La grande abbuffata: trama e cast
La grande abbuffata è un film totale, sfrenato. L’opera di Ferreri è rapace e ingorda nel suo fagocitare tutto, a partire dai confini tra cinema d’autore e commedia “bassa”. Confini che cominciano a sfumarsi già nei volti e nei nomi dei quattro attori protagonisti: Marcello Mastroianni, Ugo Tognazzi, Philippe Noiret e Michel Piccoli. Attori simbolo di una fetta ampia di cinema, dalla commedia all’italiana al cinema autoriale dei Fellini e dei Godard, si calano come personaggi del dissacrante mondo di Ferreri mantenendo i loro nomi di battesimo. Marcello, Ugo, Philippe e Michel: quattro macchine fisiologiche che, prima di avere dei sentimenti, hanno delle necessità, come descritti dallo stesso regista.
Quattro amici benestanti che si riuniscono nella villa di uno di loro (dove un tempo soggiornò il poeta Boileau) per consumare un suicidio gastronomico: mangiare senza mai smettere, fino alla morte.
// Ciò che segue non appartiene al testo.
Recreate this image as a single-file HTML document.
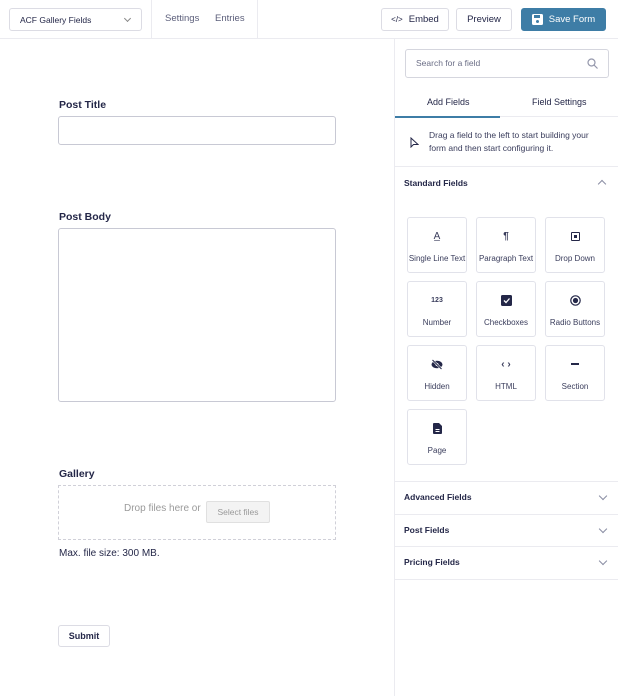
<!DOCTYPE html>
<html><head><style>
*{box-sizing:border-box;margin:0;padding:0}
body{width:618px;height:696px;background:#fff;font-family:"Liberation Sans",sans-serif;color:#242748;position:relative;overflow:hidden}
.a{position:absolute}
.btn{position:absolute;border:1px solid #dcdce4;border-radius:3px;background:#fff;font-size:9.5px;display:flex;align-items:center;justify-content:center;gap:6px;color:#242748}
.tile{position:absolute;width:60px;height:56px;border:1px solid #e1e2ea;border-radius:3px;font-size:8px;color:#3a3d5c;text-align:center}
.tile .ic{position:absolute;top:12px;left:0;right:0;height:12px;display:flex;justify-content:center;align-items:center}
.tile .lb{position:absolute;top:36px;left:0;right:0;white-space:nowrap}
.lbl{position:absolute;left:59px;font-size:10.5px;font-weight:bold;color:#242748}
.sec{position:absolute;left:395px;width:223px;height:33px;border-top:1px solid #ebebf0;font-size:8.5px;font-weight:bold;padding-left:9px;line-height:31px}
.chev{position:absolute;right:12px;top:11px;width:6px;height:6px;border-right:1.2px solid #8a8da3;border-bottom:1.2px solid #8a8da3;transform:rotate(45deg)}
</style></head><body>
<div class="a" style="left:0;top:38px;width:618px;border-top:1px solid #ebebf0"></div>
<div class="a" style="left:151px;top:0;height:38px;border-left:1px solid #ebebf0"></div>
<div class="a" style="left:257px;top:0;height:38px;border-left:1px solid #ebebf0"></div>
<div class="a" style="left:394px;top:38px;height:658px;border-left:1px solid #ebebf0"></div>
<div class="btn" style="left:9px;top:8px;width:133px;height:23px;justify-content:flex-start;padding-left:10px;font-size:8.5px">ACF Gallery Fields<span class="a" style="right:11px;top:7px;width:5px;height:5px;border-right:1px solid #888;border-bottom:1px solid #888;transform:rotate(45deg)"></span></div>
<div class="a" style="left:165px;top:13px;font-size:9.5px;color:#5b5e7a">Settings</div>
<div class="a" style="left:215px;top:13px;font-size:9.5px;color:#5b5e7a">Entries</div>
<div class="btn" style="left:381px;top:8px;width:68px;height:23px"><span style="font-size:8px">&lt;/&gt;</span>Embed</div>
<div class="btn" style="left:456px;top:8px;width:56px;height:23px">Preview</div>
<div class="btn" style="left:521px;top:8px;width:85px;height:23px;background:#3e7da6;border-color:#3e7da6;color:#fff"><svg width="11" height="11" viewBox="0 0 11 11"><rect x="0" y="0" width="11" height="11" rx="1.5" fill="#fff"/><rect x="2" y="1" width="6" height="3" fill="#3e7da6"/><circle cx="5.5" cy="7.5" r="1.5" fill="#3e7da6"/></svg>Save Form</div>

<div class="lbl" style="top:99px">Post Title</div>
<div class="a" style="left:58px;top:116px;width:278px;height:29px;border:1px solid #c8c9d4;border-radius:3px"></div>
<div class="lbl" style="top:211px">Post Body</div>
<div class="a" style="left:58px;top:228px;width:278px;height:174px;border:1px solid #c8c9d4;border-radius:3px"></div>
<div class="lbl" style="top:468px">Gallery</div>
<div class="a" style="left:58px;top:485px;width:278px;height:55px;border:1px dashed #d0d0d8"></div>
<div class="a" style="left:124px;top:503px;font-size:10px;color:#9a9a9a">Drop files here or</div>
<div class="a" style="left:206px;top:501px;width:64px;height:22px;border:1px solid #e0e0e0;background:#f3f3f3;font-size:8.5px;color:#999;text-align:center;line-height:21px;border-radius:2px">Select files</div>
<div class="a" style="left:59px;top:548px;font-size:10px;color:#242748">Max. file size: 300 MB.</div>
<div class="btn" style="left:58px;top:625px;width:52px;height:22px;font-weight:bold;font-size:9px">Submit</div>

<div class="a" style="left:405px;top:49px;width:204px;height:29px;border:1px solid #d5d6de;border-radius:3px;font-size:8.5px;color:#6b6e86;padding:8px 0 0 10px">Search for a field
<svg class="a" style="right:10px;top:8px" width="11" height="11" viewBox="0 0 11 11"><circle cx="4.5" cy="4.5" r="3.5" fill="none" stroke="#9497ab" stroke-width="1.2"/><line x1="7" y1="7" x2="10.5" y2="10.5" stroke="#9497ab" stroke-width="1.2"/></svg></div>
<div class="a" style="left:427px;top:97px;font-size:9px">Add Fields</div>
<div class="a" style="left:532px;top:97px;font-size:9px">Field Settings</div>
<div class="a" style="left:395px;top:116px;width:223px;border-top:1px solid #ebebf0"></div>
<div class="a" style="left:395px;top:116px;width:105px;border-top:2px solid #3e7da6"></div>
<svg class="a" style="left:410px;top:137px" width="9" height="11" viewBox="0 0 9 11"><path d="M1 1 L1 10 L3.5 7.5 L8 7.5 Z" fill="none" stroke="#242748" stroke-width="1"/></svg>
<div class="a" style="left:429px;top:129px;font-size:8.5px;line-height:12.5px;color:#3a3d5c;width:172px">Drag a field to the left to start building your form and then start configuring it.</div>
<div class="a" style="left:395px;top:166px;width:223px;border-top:1px solid #ebebf0"></div>
<div class="a" style="left:404px;top:178px;font-size:8.5px;font-weight:bold">Standard Fields</div>
<div class="a" style="left:599px;top:181px;width:6px;height:6px;border-left:1.2px solid #8a8da3;border-top:1.2px solid #8a8da3;transform:rotate(45deg)"></div>

<div class="tile" style="left:407px;top:217px"><div class="ic" style="font-size:10px">A̲</div><div class="lb">Single Line Text</div></div>
<div class="tile" style="left:476px;top:217px"><div class="ic" style="font-size:10px;font-weight:bold">¶</div><div class="lb">Paragraph Text</div></div>
<div class="tile" style="left:545px;top:217px"><div class="ic"><span style="width:9px;height:9px;border:1.3px solid #242748;border-radius:1px;display:flex;align-items:center;justify-content:center"><span style="width:3px;height:3px;background:#242748"></span></span></div><div class="lb">Drop Down</div></div>
<div class="tile" style="left:407px;top:281px"><div class="ic" style="font-size:7px;font-weight:bold">123</div><div class="lb">Number</div></div>
<div class="tile" style="left:476px;top:281px"><div class="ic"><svg width="11" height="11"><rect width="11" height="11" rx="1.5" fill="#242748"/><path d="M3 5.5 L5 7.5 L8.5 3.5" stroke="#fff" stroke-width="1.3" fill="none"/></svg></div><div class="lb">Checkboxes</div></div>
<div class="tile" style="left:545px;top:281px"><div class="ic"><svg width="11" height="11"><circle cx="5.5" cy="5.5" r="4.7" fill="none" stroke="#242748" stroke-width="1.2"/><circle cx="5.5" cy="5.5" r="2.6" fill="#242748"/></svg></div><div class="lb">Radio Buttons</div></div>
<div class="tile" style="left:407px;top:345px"><div class="ic"><svg width="12" height="11"><ellipse cx="6" cy="5.5" rx="5.5" ry="3.8" fill="#242748"/><circle cx="6" cy="5.5" r="1.5" fill="#fff"/><line x1="1.5" y1="1" x2="10.5" y2="10" stroke="#fff" stroke-width="2.2"/><line x1="1.5" y1="1" x2="10.5" y2="10" stroke="#242748" stroke-width="1.1"/></svg></div><div class="lb">Hidden</div></div>
<div class="tile" style="left:476px;top:345px"><div class="ic" style="font-size:10px;font-weight:bold">‹ ›</div><div class="lb">HTML</div></div>
<div class="tile" style="left:545px;top:345px"><div class="ic"><span style="width:8px;height:1.5px;background:#242748"></span></div><div class="lb">Section</div></div>
<div class="tile" style="left:407px;top:409px"><div class="ic"><svg width="9" height="11"><path d="M0 1 Q0 0 1 0 L6 0 L9 3 L9 10 Q9 11 8 11 L1 11 Q0 11 0 10 Z" fill="#242748"/><rect x="2.5" y="6" width="4" height="1" fill="#fff"/><rect x="2.5" y="8" width="4" height="1" fill="#fff"/></svg></div><div class="lb">Page</div></div>

<div class="sec" style="top:481px">Advanced Fields<span class="chev"></span></div>
<div class="sec" style="top:514px">Post Fields<span class="chev"></span></div>
<div class="sec" style="top:546px">Pricing Fields<span class="chev"></span></div>
<div class="a" style="left:395px;top:579px;width:223px;border-top:1px solid #ebebf0"></div>
</body></html>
A loro si uniranno alcune prostitute e Andréa (Andréa Ferréol), una maestra elementare che passa per caso con la sua scolaresca nei pressi della villa. Il banchettare fino alla morte dei quattro personaggi ha un qualcosa di ritualistico nel suo ripetersi fino allo sfinimento: ma è un rituale svuotato di ogni sacralità e spiritualità: al centro c’è solo la carne che consuma sé stessa, alienata dal mondo e disconnessa da ogni forma vitale, così immersa nei suoi bisogni fisiologici primari da sprofondare nell’annichilimento.
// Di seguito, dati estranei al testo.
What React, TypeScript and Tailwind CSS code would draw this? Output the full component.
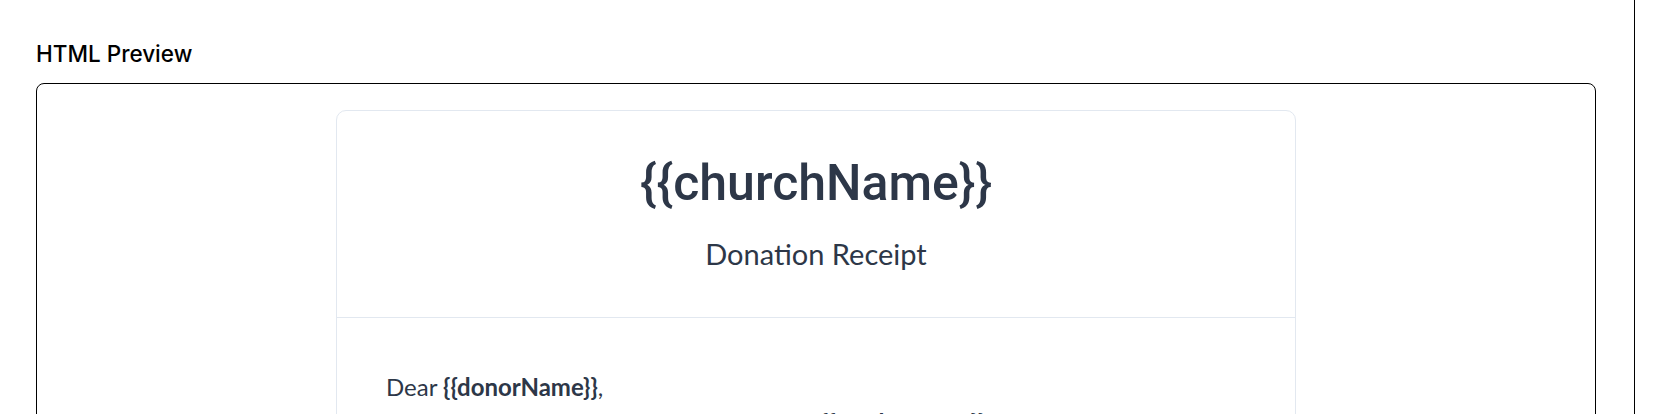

La feroce critica sociale de La grande abbuffata
La grande abbuffata è un susseguirsi e accavallarsi affannoso di gag indecenti, scene scabrose e grottesche e simbologie stratificate. Questo flusso ininterrotto e nauseabondo, scandito dall’alternarsi tra cibo, sesso, voltastomaco e ancora cibo, restituisce la caduta verso la degradazione dell’uomo moderno della società dei consumi, dove anche l’atto naturale, gioioso e conviviale del mangiare diventa un inno funereo. Se tu non mangi non puoi morire ricorda Ugo a Michel, in una battuta che contiene il rovesciamento dei simboli su cui si basa il teorema de La grande abbuffata. Ferreri prende lo specchio cinematografico e lo pone di fronte alla società di inizio anni Settanta: una società sazia e al tempo stesso insoddisfatta, in preda alla nausea causata dalla sua stessa ingordigia, fatta di uomini che rincorrono il profitto e il successo a discapito della vita umana e dominata da una borghesia senza identità nè valori. Tutto è ridotto al minimo: mangiare, orinare, defecare, fare sesso, morire.
Ma in questo susseguirsi di atti mostrati nella loro più corporea oscenità non rimane più niente di umano o vitale: c’è solo la degradazione, l’abiezione e la negazione. Il regista stesso parla del valore che l’atto di mangiare assume ne La grande abbuffata in un’intervista del 1974 di Paolo Mereghetti per Cineforum :
Nel mio film il mangiare diventa l’ultima speranza, e disperazione, che sia presente davanti agli uomini. Più che dei significati metaforici particolari ho voluto rappresentare come davanti a uno specchio dei personaggi della nostra società: sono stanco dei film sui sentimenti, come La cagna, ed è per questo che ho voluto fare un’opera fisiologica. È proprio questa la parola esatta, perché solo così si può capire appieno il valore della mangiata (molto più che del cibo in sè), che diventa allora l’ultima certezza di questa vita. Facciamo un po’ vedere alle persone il loro lato materiale, fisico, senza tanti sentimenti adatti solo a nascondere la vera realtà, quella del corpo. Bergman è un signore dei sentimenti, anche i miei vecchi film erano pieni di questi maledetti sentimenti: ora è tempo di ritornare all’uomo come animale fisiologico. Non al corpo come realtà edonistica, ma come unica, tragica realtà di questa vita.
Cinico, disilluso, feroce: La grande abbuffata mette in scena, come uno specchio che riflette e deforma al tempo stesso, la sfilata macabra di una società al tramonto. E lo fa senza porre nessuna distanza intellettuale, ma parlando direttamente allo spettatore, coinvolgendolo con fare brusco, costringendolo a convivere con il soggetto che sta guardando. Come sarà recepito dal pubblico di oggi, a 50 anni di distanza? Non ci resta che attendere per scoprirlo.